The length of a sari drape varies from five to nine yards in length and two to four feet in breadth and is typically enfolded around the waist, with one end arranged over the shoulder, baring the midriff. A woman’s navel has always been symbolic feature with her sensuality, and the sari does a perfect job in highlighting, it in a subtle, yet sexy way to create a sensuous look. Hipster style is ideal for slimmer shapely women with a deep round navel, while their hips ripple when they walk! Such women may be able send onlookers aghast as opposed to some women, who do not have a faintest sense of their figure, with a pot belly (no offence intended) wearing hipster sari for the sake of being fashionable, influenced by the ‘sexy chicks’ who expose their belly buttons and midriffs, a few inches below the navel!

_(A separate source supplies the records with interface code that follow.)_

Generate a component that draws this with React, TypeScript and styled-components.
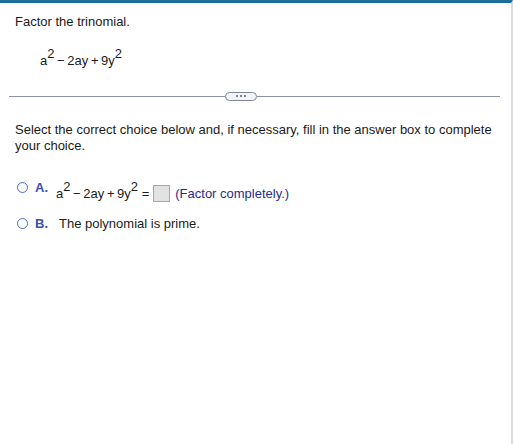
import React from "react"
import styled, { createGlobalStyle } from "styled-components"

const GlobalStyle = createGlobalStyle`
  html, body {
    margin: 0;
    padding: 0;
    background: #fff;
  }
  body {
    font-family: "Liberation Sans", Arial, sans-serif;
    font-size: 13px;
    color: #1a1a1a;
  }
`

const Page = styled.div`
  position: relative;
  width: 513px;
  height: 444px;
  box-sizing: border-box;
  border-top: 3px solid #1d6d98;
  border-right: 2px solid #dcdcdc;
  overflow: hidden;
`

const Question = styled.section`
  padding: 11px 0 0 15px;
`

const Prompt = styled.p`
  margin: 0;
  line-height: 15px;
`

const Expression = styled.div`
  margin: 24px 0 0 25px;
  line-height: 15px;
`

const Sup = styled.sup`
  font-size: 13px;
  vertical-align: 7px;
  line-height: 0;
`

const Op = styled.span`
  margin: 0 -1px;
`

const Divider = styled.div`
  display: flex;
  align-items: center;
  margin: 23px 11px 0 9px;
  height: 10px;
`

const Rule = styled.div<{ $width?: number }>`
  flex: ${p => (p.$width ? "none" : "1")};
  width: ${p => (p.$width ? `${p.$width}px` : "auto")};
  height: 1px;
  background: #8a93a3;
`

const Pill = styled.div`
  width: 30px;
  height: 7px;
  border: 1px solid #7d8696;
  border-radius: 5px;
  background: #f4f5f7;
  display: flex;
  align-items: center;
  justify-content: center;
  gap: 2px;
`

const Dot = styled.span`
  width: 2px;
  height: 2px;
  background: #555c68;
  border-radius: 1px;
`

const Instructions = styled.p`
  margin: 21px 10px 0 15px;
  line-height: 16px;
`

const Choices = styled.div`
  display: flex;
  flex-direction: column;
  gap: 21px;
  margin: 26px 0 0 17px;
`

const Choice = styled.div`
  display: flex;
  align-items: center;
  height: 15px;
`

const Radio = styled.span`
  width: 9px;
  height: 9px;
  border: 1.5px solid #4c70c6;
  border-radius: 50%;
  flex: none;
`

const Letter = styled.span`
  color: #3651b0;
  font-weight: bold;
  width: 24px;
  margin-left: 7px;
  flex: none;
`

const Body = styled.span<{ $top?: number; $shift?: number }>`
  display: flex;
  align-items: center;
  white-space: nowrap;
  position: relative;
  top: ${p => p.$top ?? 0}px;
  margin-left: ${p => p.$shift ?? 0}px;
`

const AnswerBox = styled.span`
  display: inline-block;
  width: 15px;
  height: 15px;
  border: 1px solid #9aa7c4;
  background: #e2e2e2;
  margin: 0 5px 0 4px;
`

const Hint = styled.span`
  color: #1f2d8a;
`

const Dots = () => (
  <Pill>
    <Dot />
    <Dot />
    <Dot />
  </Pill>
)

const Trinomial = () => (
  <>
    a<Sup>2</Sup> <Op>−</Op> 2ay <Op>+</Op> 9y<Sup>2</Sup>
  </>
)

export default function App() {
  return (
    <Page>
      <GlobalStyle />
      <Question>
        <Prompt>Factor the trinomial.</Prompt>
        <Expression>
          <Trinomial />
        </Expression>
      </Question>
      <Divider>
        <Rule $width={216} />
        <Dots />
        <Rule />
      </Divider>
      <Instructions>
        Select the correct choice below and, if necessary, fill in the answer box to complete your choice.
      </Instructions>
      <Choices>
        <Choice>
          <Radio />
          <Letter>A.</Letter>
          <Body $top={6} $shift={-3}>
            <span>
              <Trinomial /> =
            </span>
            <AnswerBox />
            <Hint>(Factor completely.)</Hint>
          </Body>
        </Choice>
        <Choice>
          <Radio />
          <Letter>B.</Letter>
          <Body>The polynomial is prime.</Body>
        </Choice>
      </Choices>
    </Page>
  )
}
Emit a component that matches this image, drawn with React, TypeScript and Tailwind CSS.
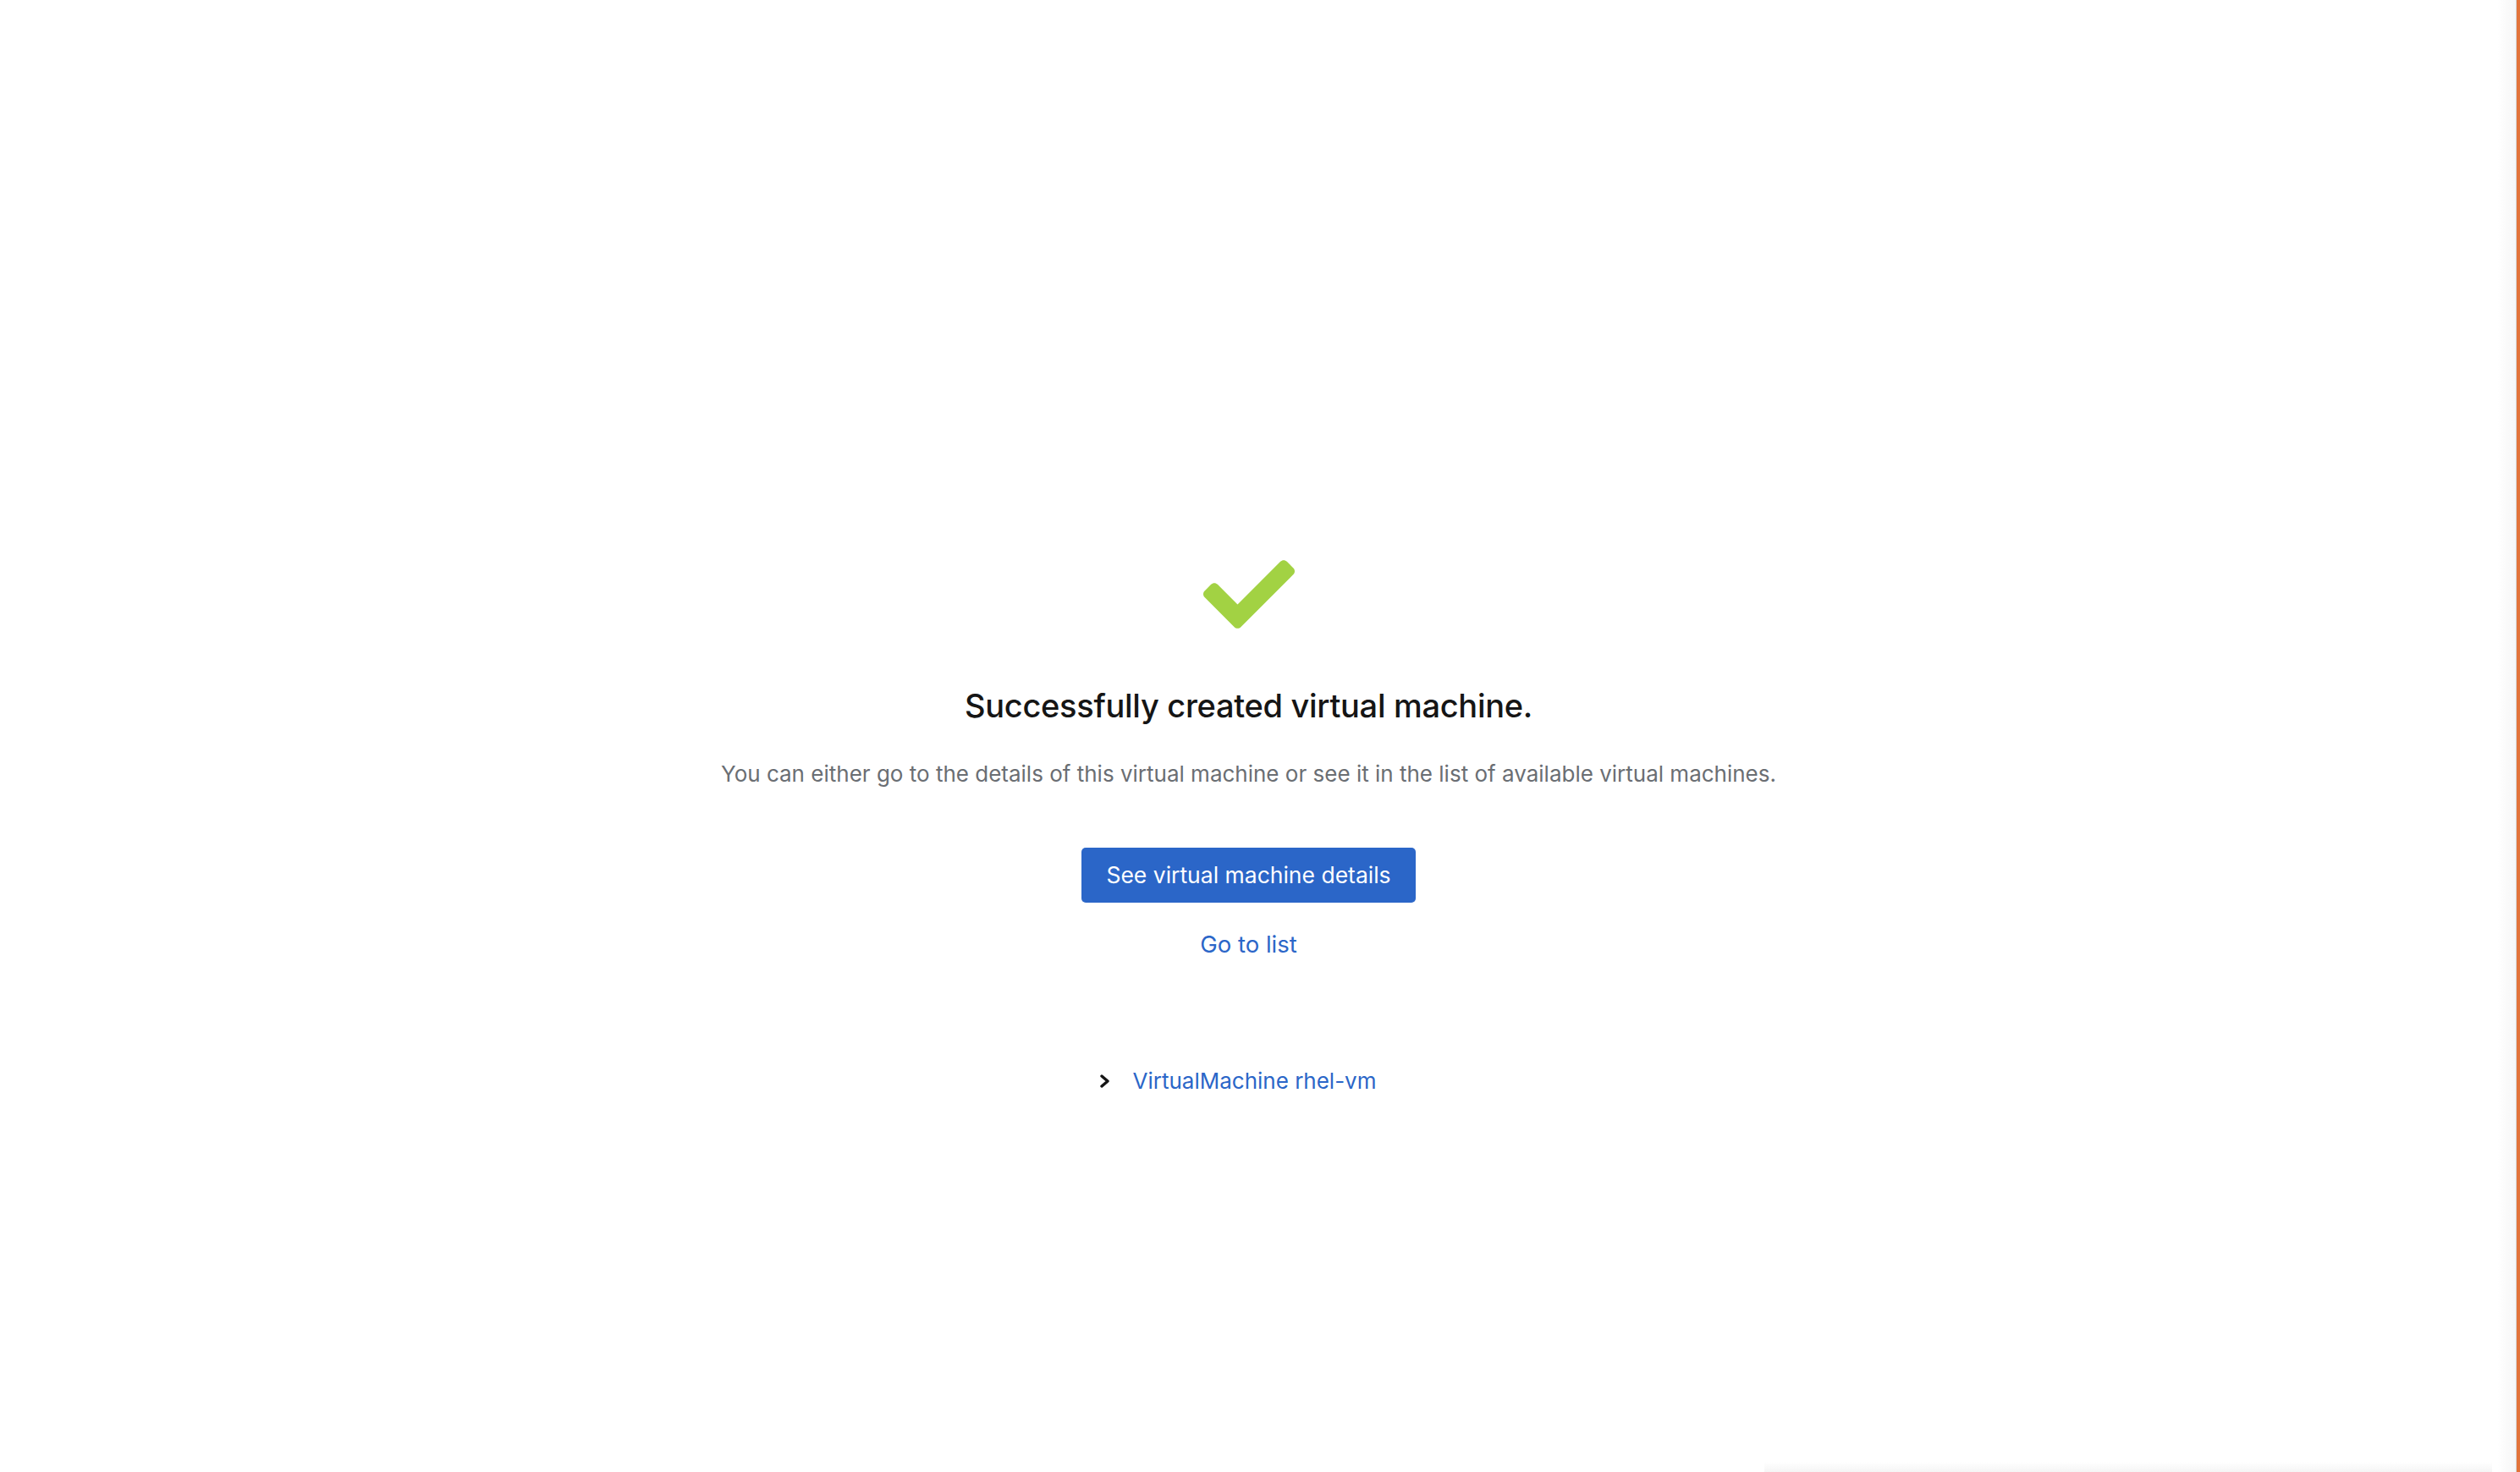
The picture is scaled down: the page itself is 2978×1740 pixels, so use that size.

There are still a few women who adopt a style of their own to cover the entire midriff with the jacket material. There are many theories about the women’s dress code. The Government in Sri Lanka has made it compulsory for women officials in Government service to wear saris after the carnage on the Easter Sunday. There are many choices and fashions, when it comes to draping a sari that is personal to each woman. Some would like to wear deep neck and backless blouses, while others may feel wearing a backless blouse to an office is vulgar or indecent and sari blouses that expose an uplifted bustier and the deep cleavage, with the third button undone, is only appropriate in a frenzied social gathering!
However, the society has changed to such an extent that, currently many girls as well as middle-aged women don’t feel shy to flaunt their bodies, wear a hipster exposing their six-inch midriff in order exhibit the belly button (at times with a colourful stud) or their deep cleavage as fashion at parties and wedding ceremonies.